A happy ending? Hardly. Adens, now 36, cannot get his old Pentagon job back, he hasn't received most of his back pay, and he has fallen hopelessly behind his peers in the race for promotion. Then, of course, there was the taint of the criminal conviction. "If there was a way to get my good name back, that would be great," Adens says, "but there are people in the Army who still think I am guilty."

Two-faced. Adens, understandably, has no use for the military justice system, and he is far from alone. Consider the case of the Navy petty officer who spent nearly 500 days in a brig as a suspected Russian spy. He was finally freed--but only after a hearing officer concluded that the Navy didn't have much of a case. The Navy says it handled the case properly. In the military, a lawyer can prosecute you, then turn right around and defend you in the same case. That's what happened to a highly regarded Air Force major who was court-martialed and sentenced to eight months in a military prison on a drug conviction, based solely on a urinalysis. Then there's the case of a staff sergeant accused of sexual misconduct, despite the fact that the Army had information that she had been assaulted.

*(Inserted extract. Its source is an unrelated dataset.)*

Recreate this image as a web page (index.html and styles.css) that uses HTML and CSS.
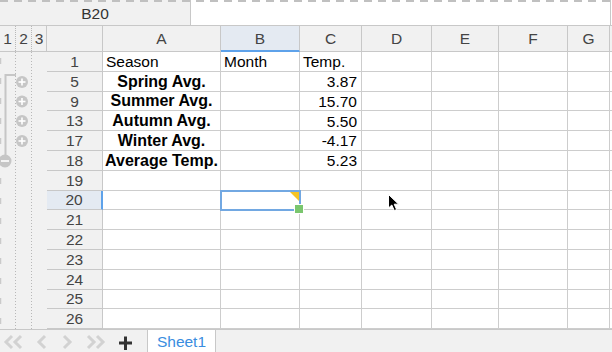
FILE: index.html
```html
<!DOCTYPE html>
<html>
<head>
<meta charset="utf-8">
<link rel="stylesheet" href="styles.css">
</head>
<body>
<div class="app">
  <div class="topbar">
    <div class="namebox">B20</div>
    <div class="formula"></div>
    <div class="formula-end"></div>
  </div>
  <div class="main">
    <div class="outline">
      <div class="levels"><span class="lv">1</span><span class="lv">2</span><span class="lv">3</span></div>
      <svg class="outline-body" width="47" height="278" viewBox="0 0 47 278">
        <line x1="15.5" y1="0" x2="15.5" y2="278" stroke="#b8b8b8" stroke-width="1" stroke-dasharray="1 2"/>
        <line x1="31.5" y1="0" x2="31.5" y2="278" stroke="#b8b8b8" stroke-width="1" stroke-dasharray="1 2"/>
        <line x1="0.5" y1="6" x2="0.5" y2="278" stroke="#cacaca" stroke-width="1.5" stroke-dasharray="6 14"/>
        <polyline points="16,23 5.5,23 5.5,103" fill="none" stroke="#c6c6c6" stroke-width="2"/>
        <g fill="#c6c6c6">
          <circle cx="22" cy="30" r="6"/>
          <circle cx="22" cy="49.5" r="6"/>
          <circle cx="22" cy="69" r="6"/>
          <circle cx="22" cy="89" r="6"/>
          <circle cx="5" cy="109" r="6.5"/>
        </g>
        <g stroke="#fff" stroke-width="1.6">
          <line x1="18.5" y1="30" x2="25.5" y2="30"/><line x1="22" y1="26.5" x2="22" y2="33.5"/>
          <line x1="18.5" y1="49.5" x2="25.5" y2="49.5"/><line x1="22" y1="46" x2="22" y2="53"/>
          <line x1="18.5" y1="69" x2="25.5" y2="69"/><line x1="22" y1="65.5" x2="22" y2="72.5"/>
          <line x1="18.5" y1="89" x2="25.5" y2="89"/><line x1="22" y1="85.5" x2="22" y2="92.5"/>
          <line x1="1" y1="109" x2="9" y2="109"/>
        </g>
      </svg>
    </div>
    <div class="sheet">
      <div class="hd corner"></div>
      <div class="hd col">A</div>
      <div class="hd col sel-col">B</div>
      <div class="hd col">C</div>
      <div class="hd col">D</div>
      <div class="hd col">E</div>
      <div class="hd col">F</div>
      <div class="hd col">G</div>
      <div class="hd col last"></div>

      <div class="hd row">1</div>
      <div class="c">Season</div><div class="c">Month</div><div class="c">Temp.</div><div class="c"></div><div class="c"></div><div class="c"></div><div class="c"></div><div class="c last"></div>

      <div class="hd row">5</div>
      <div class="c b">Spring Avg.</div><div class="c"></div><div class="c n">3.87</div><div class="c"></div><div class="c"></div><div class="c"></div><div class="c"></div><div class="c last"></div>

      <div class="hd row">9</div>
      <div class="c b">Summer Avg.</div><div class="c"></div><div class="c n">15.70</div><div class="c"></div><div class="c"></div><div class="c"></div><div class="c"></div><div class="c last"></div>

      <div class="hd row">13</div>
      <div class="c b">Autumn Avg.</div><div class="c"></div><div class="c n">5.50</div><div class="c"></div><div class="c"></div><div class="c"></div><div class="c"></div><div class="c last"></div>

      <div class="hd row">17</div>
      <div class="c b">Winter Avg.</div><div class="c"></div><div class="c n">-4.17</div><div class="c"></div><div class="c"></div><div class="c"></div><div class="c"></div><div class="c last"></div>

      <div class="hd row">18</div>
      <div class="c b">Average Temp.</div><div class="c"></div><div class="c n">5.23</div><div class="c"></div><div class="c"></div><div class="c"></div><div class="c"></div><div class="c last"></div>

      <div class="hd row">19</div>
      <div class="c"></div><div class="c"></div><div class="c"></div><div class="c"></div><div class="c"></div><div class="c"></div><div class="c"></div><div class="c last"></div>

      <div class="hd row sel-row">20</div>
      <div class="c"></div>
      <div class="c active"><span class="selbox"><span class="tri"></span><span class="handle"></span></span></div>
      <div class="c"></div><div class="c cursor-cell"><svg class="cursor" width="14" height="20" viewBox="0 0 14 20"><path d="M1.5 1.5 L1.5 15 L4.8 12 L7.3 17.6 L9.6 16.6 L7.2 11.2 L11.6 11.2 Z" fill="#000" stroke="#fff" stroke-width="1"/></svg></div><div class="c"></div><div class="c"></div><div class="c"></div><div class="c last"></div>

      <div class="hd row">21</div>
      <div class="c"></div><div class="c"></div><div class="c"></div><div class="c"></div><div class="c"></div><div class="c"></div><div class="c"></div><div class="c last"></div>
      <div class="hd row">22</div>
      <div class="c"></div><div class="c"></div><div class="c"></div><div class="c"></div><div class="c"></div><div class="c"></div><div class="c"></div><div class="c last"></div>
      <div class="hd row">23</div>
      <div class="c"></div><div class="c"></div><div class="c"></div><div class="c"></div><div class="c"></div><div class="c"></div><div class="c"></div><div class="c last"></div>
      <div class="hd row">24</div>
      <div class="c"></div><div class="c"></div><div class="c"></div><div class="c"></div><div class="c"></div><div class="c"></div><div class="c"></div><div class="c last"></div>
      <div class="hd row">25</div>
      <div class="c"></div><div class="c"></div><div class="c"></div><div class="c"></div><div class="c"></div><div class="c"></div><div class="c"></div><div class="c last"></div>
      <div class="hd row">26</div>
      <div class="c"></div><div class="c"></div><div class="c"></div><div class="c"></div><div class="c"></div><div class="c"></div><div class="c"></div><div class="c last"></div>
    </div>
  </div>
  <div class="tabbar">
    <div class="nav">
      <svg width="140" height="22" viewBox="0 0 140 22">
        <g fill="none" stroke="#d2d2d2" stroke-width="3" stroke-linejoin="miter">
          <polyline points="12,6 6,12 12,18"/>
          <polyline points="21,6 15,12 21,18"/>
          <polyline points="45,6 39,12 45,18"/>
          <polyline points="64,6 70,12 64,18"/>
          <polyline points="88,6 94,12 88,18"/>
          <polyline points="97,6 103,12 97,18"/>
        </g>
        <g stroke="#333" stroke-width="3">
          <line x1="119" y1="13" x2="132" y2="13"/>
          <line x1="125.5" y1="6.5" x2="125.5" y2="20"/>
        </g>
      </svg>
    </div>
    <div class="tab">Sheet1</div>
    <div class="tab-rest"></div>
  </div>
</div>
</body>
</html>
```
FILE: styles.css
```css
* { box-sizing: border-box; }
html, body { margin: 0; padding: 0; }
body {
  width: 612px;
  height: 352px;
  overflow: hidden;
  background: #fff;
  font-family: "Liberation Sans", Arial, sans-serif;
  font-size: 15.5px;
  color: #000;
}
.app { width: 612px; height: 352px; display: flex; flex-direction: column; }

.topbar {
  height: 26px;
  display: flex;
  border-bottom: 1px solid #c8c8c8;
  background-image: repeating-linear-gradient(90deg, #c0c0c0 0 8px, transparent 8px 14px);
  background-size: 100% 2px;
  background-repeat: no-repeat;
  background-color: #fff;
  flex: none;
}
.namebox {
  width: 191px;
  border-right: 1px solid #c8c8c8;
  background-color: #f1f1f1;
  background-image: repeating-linear-gradient(90deg, #c0c0c0 0 8px, transparent 8px 14px);
  background-size: 100% 2px;
  background-repeat: no-repeat;
  color: #333;
  font-size: 15.5px;
  display: flex;
  align-items: center;
  justify-content: center;
  padding-top: 2px;
}
.formula { width: 419px; }
.formula-end { flex: 1; border-left: 1px solid #c8c8c8; }

.main { display: flex; flex: none; height: 303px; }

.outline { width: 47px; flex: none; background: #f1f1f1; }
.levels {
  height: 26px;
  display: grid;
  grid-template-columns: 16px 16px 15px;
  border-bottom: 1px solid #c8c8c8;
  color: #444;
}
.lv {
  display: flex; align-items: center; justify-content: center;
  border-right: 1px dotted #b8b8b8;
  padding-top: 1px;
}
.lv:last-child { border-right: 1px solid #c8c8c8; }
.outline-body { display: block; }

.sheet {
  flex: 1;
  display: grid;
  grid-template-columns: 56px 118px 79px 62px 70px 67px 69px 42px 1fr;
  grid-template-rows: 26px repeat(14, 19.8px);
  align-content: start;
}
.hd {
  background: #f1f1f1;
  color: #444;
  border-right: 1px solid #c8c8c8;
  border-bottom: 1px solid #c8c8c8;
  display: flex;
  align-items: center;
  justify-content: center;
}
.hd.col { padding-top: 1px; }
.hd.row { padding-top: 1px; }
.hd.sel-col { background: #e4eaf2; border-bottom: 2px solid #5ea2ea; }
.hd.sel-row { background: #e4eaf2; border-right: 2px solid #5ea2ea; }
.c {
  border-right: 1px solid #cdcdcd;
  border-bottom: 1px solid #cdcdcd;
  padding: 0 3px;
  display: flex;
  align-items: center;
  white-space: nowrap;
  overflow: visible;
  line-height: 1;
  padding-top: 1px;
}
.c.b { font-weight: bold; font-size: 16px; justify-content: center; padding: 1px 0 0; }
.c.n { justify-content: flex-end; padding-right: 4px; }
.last { border-right: none; }

.active { position: relative; }
.selbox {
  position: absolute;
  left: -1px; top: -1px;
  width: 81px; height: 21px;
  border: 2px solid #72a8e2;
}
.tri {
  position: absolute;
  right: 0; top: 0;
  width: 0; height: 0;
  border-top: 9px solid #f6c324;
  border-left: 9px solid transparent;
}
.handle {
  position: absolute;
  right: -5px; bottom: -5px;
  width: 8px; height: 8px;
  background: #7ac66e;
  border: 1px solid #fff;
  box-sizing: content-box;
}
.cursor-cell { position: relative; }
.cursor { position: absolute; left: 25px; top: 2px; }

.tabbar {
  flex: 1;
  display: flex;
  background: #f1f1f1;
  border-top: 1px solid #c8c8c8;
}
.nav { width: 147px; display: flex; align-items: flex-end; }
.nav svg { display: block; }
.tab {
  width: 69px;
  background: #fff;
  border-left: 1px solid #c8c8c8;
  border-right: 1px solid #c8c8c8;
  color: #3a8de0;
  display: flex;
  align-items: center;
  justify-content: center;
  padding-top: 1px;
}
.tab-rest { flex: 1; }
```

Such cases, sadly, are not unusual in the military. As President Bush continues prosecuting the war against terrorism and prepares for the likelihood of another conflict with Iraq, Pentagon brass say the morale of their troops and the can-do spirit that has been the hallmark of America's fighting forces through nearly every war are higher than ever. There is abundant evidence to support such claims. But to some--legal experts, defense lawyers, and military personnel who have run afoul of the Pentagon's arcane criminal justice system--there is another story. It is a story of unequal justice.